Huber loss (smooth-L1) properties I was reading a paper "Real-Time User-Guided Image Colorization with Learned Deep Priors" https://arxiv.org/abs/1705.02999
Here a quote from it:

the smooth-L1 is also a robust estimator (Huber 1964), which can help avoid the averaging problem.

Why is smooth-L1 more robust than L1/L2 losses? What is the averaging problem?
 A: Without reading the linked paper:
Huber's loss was introduced by Huber in 1964 in the context of estimating a one-dimensional location of a distribution. In this context, the mean (average) is the estimator optimising L2-loss, and the median is the estimator optimising L1-loss.
The mean is very vulnerable to extreme outliers. This has to do with its connection to L2-loss, as in L2-loss all values are squared; meaning that all values are weighted by themselves and outlying values have the largest weight. Chances are that this is meant by the "averaging problem".

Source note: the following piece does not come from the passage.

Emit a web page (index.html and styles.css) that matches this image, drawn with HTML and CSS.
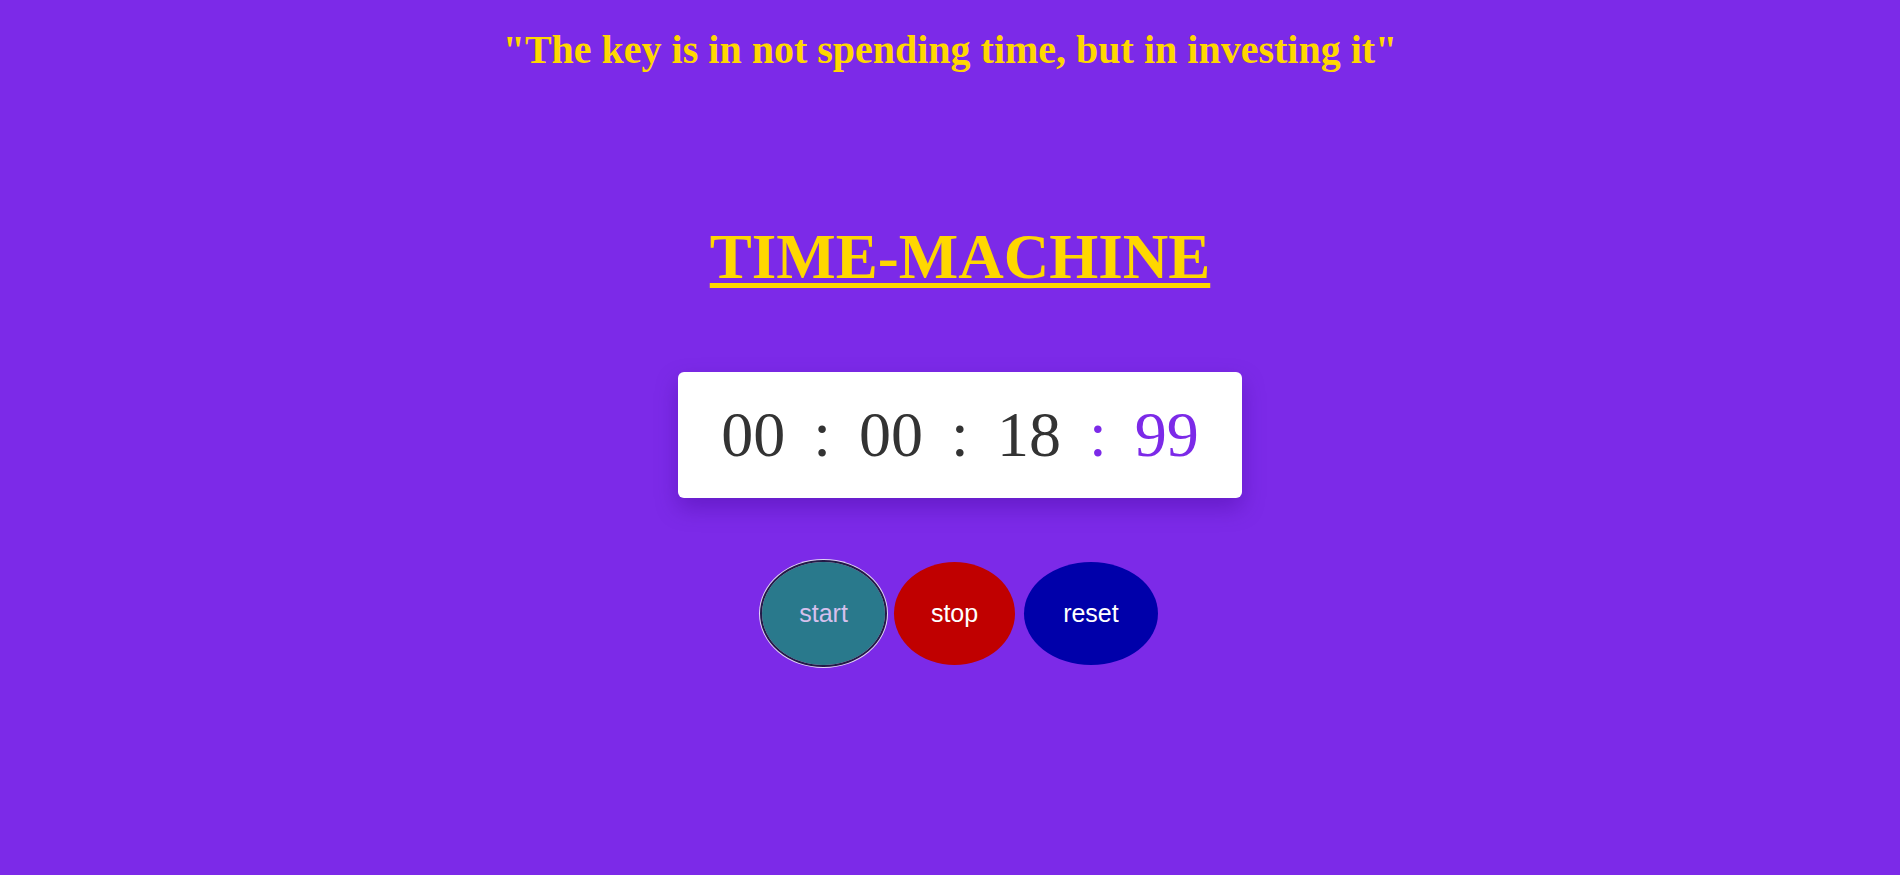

The estimator optimising L1-loss is the median. The median is very robust against outliers, but doesn't make a very efficient use of the information in the observations. If you change observations but don't move them from one side of the median to the other, the median remains the same, it will not react on such changes, which may be meaningful. ("Efficient use of the information in the observations" can be made precise but I won't do that here. Huber does it, but he may use the terminology in a different way.) Also it is not smooth at zero, which may or may not be a problem, depending on what it is used for.
Huber's loss (probably in the paper called "smooth-L1") is a compromise and uses L2-loss around zero and L1-loss further away. It is therefore not dominated by extreme outliers (this is not "more robust" than L1 but rather using L1's robustness characteristic), however still uses more of the information in the data and is smooth at zero, so it is meant to share the positive features of both L1 and L2, and remove their problems. It has a disadvantage though, which is that it depends on the scaling of the data, which L1 and L2 do not. (Whoever uses Huber's loss needs to do something about scaling. It depends on scaling which data are in the L1- and which in the L2-part of the loss.)

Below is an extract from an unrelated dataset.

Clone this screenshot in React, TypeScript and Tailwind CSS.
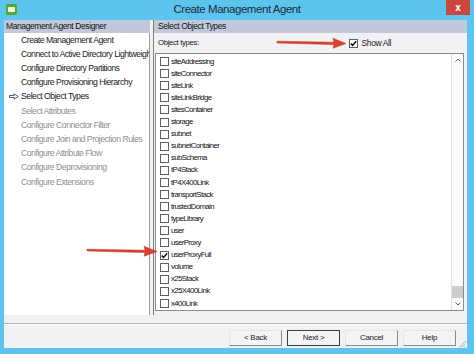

The so-called Huber M-estimator is the location estimator optimising Huber's loss, and as such a compromise between median and mean.

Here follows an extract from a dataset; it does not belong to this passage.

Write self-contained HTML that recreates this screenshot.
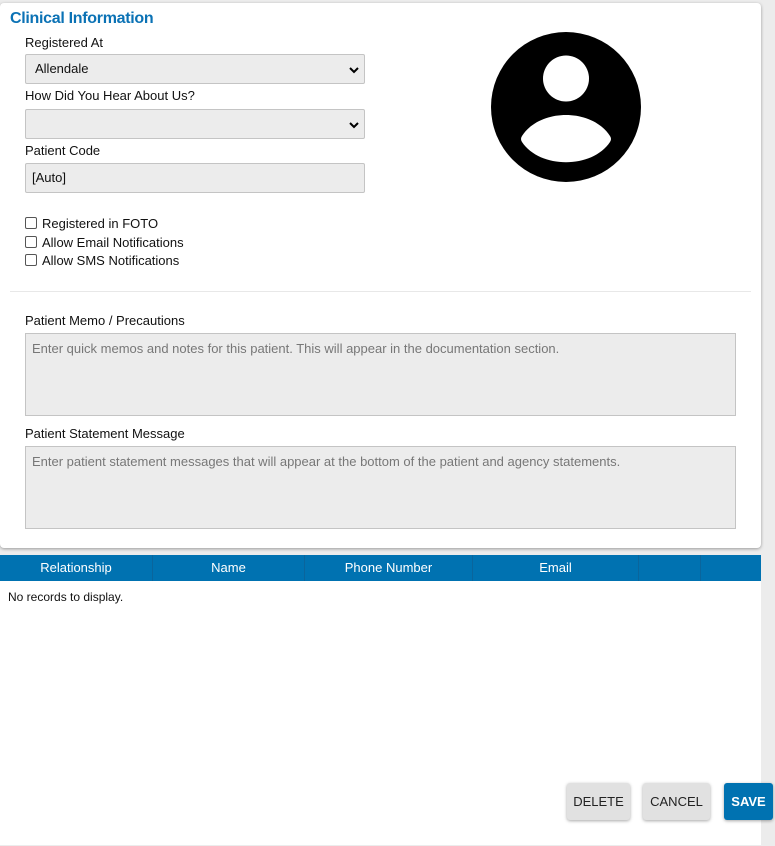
<!DOCTYPE html>
<html><head><style>
*{box-sizing:border-box;margin:0;padding:0}
body{width:775px;height:846px;background:#ececec;font-family:"Liberation Sans",sans-serif;font-size:13px;color:#111;position:relative;overflow:hidden}
.a{position:absolute}
.card{left:0;top:3px;width:761px;height:545px;background:#fff;border-radius:4px;box-shadow:0 1px 3px rgba(0,0,0,.35)}
.lbl{left:25px;font-size:13px;line-height:16px}
.fld{left:25px;width:340px;height:30px;background:#ececec;border:1px solid #c4c4c4;border-radius:2px;padding-left:9px;line-height:28px;font-size:13px}
.cb{left:25px;width:12px;height:12px;border:1px solid #555;border-radius:2px;background:#fff}
.cbl{left:42px;font-size:13px;line-height:16px}
.ta{left:25px;width:711px;height:83px;background:#ececec;border:1px solid #c4c4c4;padding:7px 6px;color:#777;font-size:13px}
.th{top:555px;height:26px;background:#0072b1;color:#fff;font-size:13px;line-height:26px;text-align:center;border-right:1px solid #0a659c}
.btn{top:783px;height:37px;border-radius:3px;background:#e1e1e1;box-shadow:0 1px 3px rgba(0,0,0,.35);font-size:13px;line-height:37px;text-align:center;color:#222}
</style></head><body>
<div class="a card"></div>
<div class="a" style="left:10px;top:10px;font-size:16px;font-weight:bold;color:#0b72b5;letter-spacing:-0.3px">Clinical Information</div>
<div class="a lbl" style="top:35px">Registered At</div>
<div class="a fld" style="top:54px">Allendale<svg class="a" style="right:5px;top:11px" width="10" height="8" viewBox="0 0 10 8"><path d="M1 2l4 4 4-4" stroke="#000" stroke-width="2" fill="none"/></svg></div>
<div class="a lbl" style="top:88px">How Did You Hear About Us?</div>
<div class="a fld" style="top:109px"><svg class="a" style="right:5px;top:11px" width="10" height="8" viewBox="0 0 10 8"><path d="M1 2l4 4 4-4" stroke="#000" stroke-width="2" fill="none"/></svg></div>
<div class="a lbl" style="top:143px">Patient Code</div>
<div class="a fld" style="top:163px;padding-left:6px">[Auto]</div>
<div class="a cb" style="top:217px"></div><div class="a cbl" style="top:216px">Registered in FOTO</div>
<div class="a cb" style="top:236px"></div><div class="a cbl" style="top:235px">Allow Email Notifications</div>
<div class="a cb" style="top:254px"></div><div class="a cbl" style="top:253px">Allow SMS Notifications</div>
<svg class="a" style="left:490px;top:31px" width="152" height="152" viewBox="490 31 152 152">
<circle cx="566" cy="107" r="75" fill="#000"/>
<circle cx="566" cy="78.5" r="23" fill="#fff"/>
<path d="M522 136 C540 108 592 108 610 136 Q612 139 610 142 C592 169 540 169 522 142 Q520 139 522 136Z" fill="#fff"/>
</svg>
<div class="a" style="left:10px;top:291px;width:741px;height:1px;background:#e8e8e8"></div>
<div class="a lbl" style="top:313px">Patient Memo / Precautions</div>
<div class="a ta" style="top:333px">Enter quick memos and notes for this patient. This will appear in the documentation section.</div>
<div class="a lbl" style="top:426px">Patient Statement Message</div>
<div class="a ta" style="top:446px">Enter patient statement messages that will appear at the bottom of the patient and agency statements.</div>
<div class="a" style="left:0;top:581px;width:761px;height:264px;background:#fff"></div>
<div class="a" style="left:0;top:555px;width:761px;height:26px;background:#0072b1"></div>
<div class="a th" style="left:0;width:153px">Relationship</div>
<div class="a th" style="left:153px;width:152px">Name</div>
<div class="a th" style="left:305px;width:168px">Phone Number</div>
<div class="a th" style="left:473px;width:166px">Email</div>
<div class="a th" style="left:639px;width:62px"></div>
<div class="a" style="left:8px;top:590px;font-size:12px">No records to display.</div>
<div class="a btn" style="left:567px;width:63px">DELETE</div>
<div class="a btn" style="left:643px;width:67px">CANCEL</div>
<div class="a btn" style="left:724px;width:49px;background:#0072b1;color:#fff;font-weight:bold">SAVE</div>
</body></html>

L1- and L2-loss are used in many other problems, and their issues (the robustness issue of L2 and the lack of smoothness of L1, sometimes also the efficiency issue) are relevant in all kinds of setups, so people have started using Huber's loss as a compromise also far beyond the use in the original paper, sometimes with good theoretical founding (Huber himself has defined M-estimators based on it for a number of other statistical problems), sometimes rather ad hoc.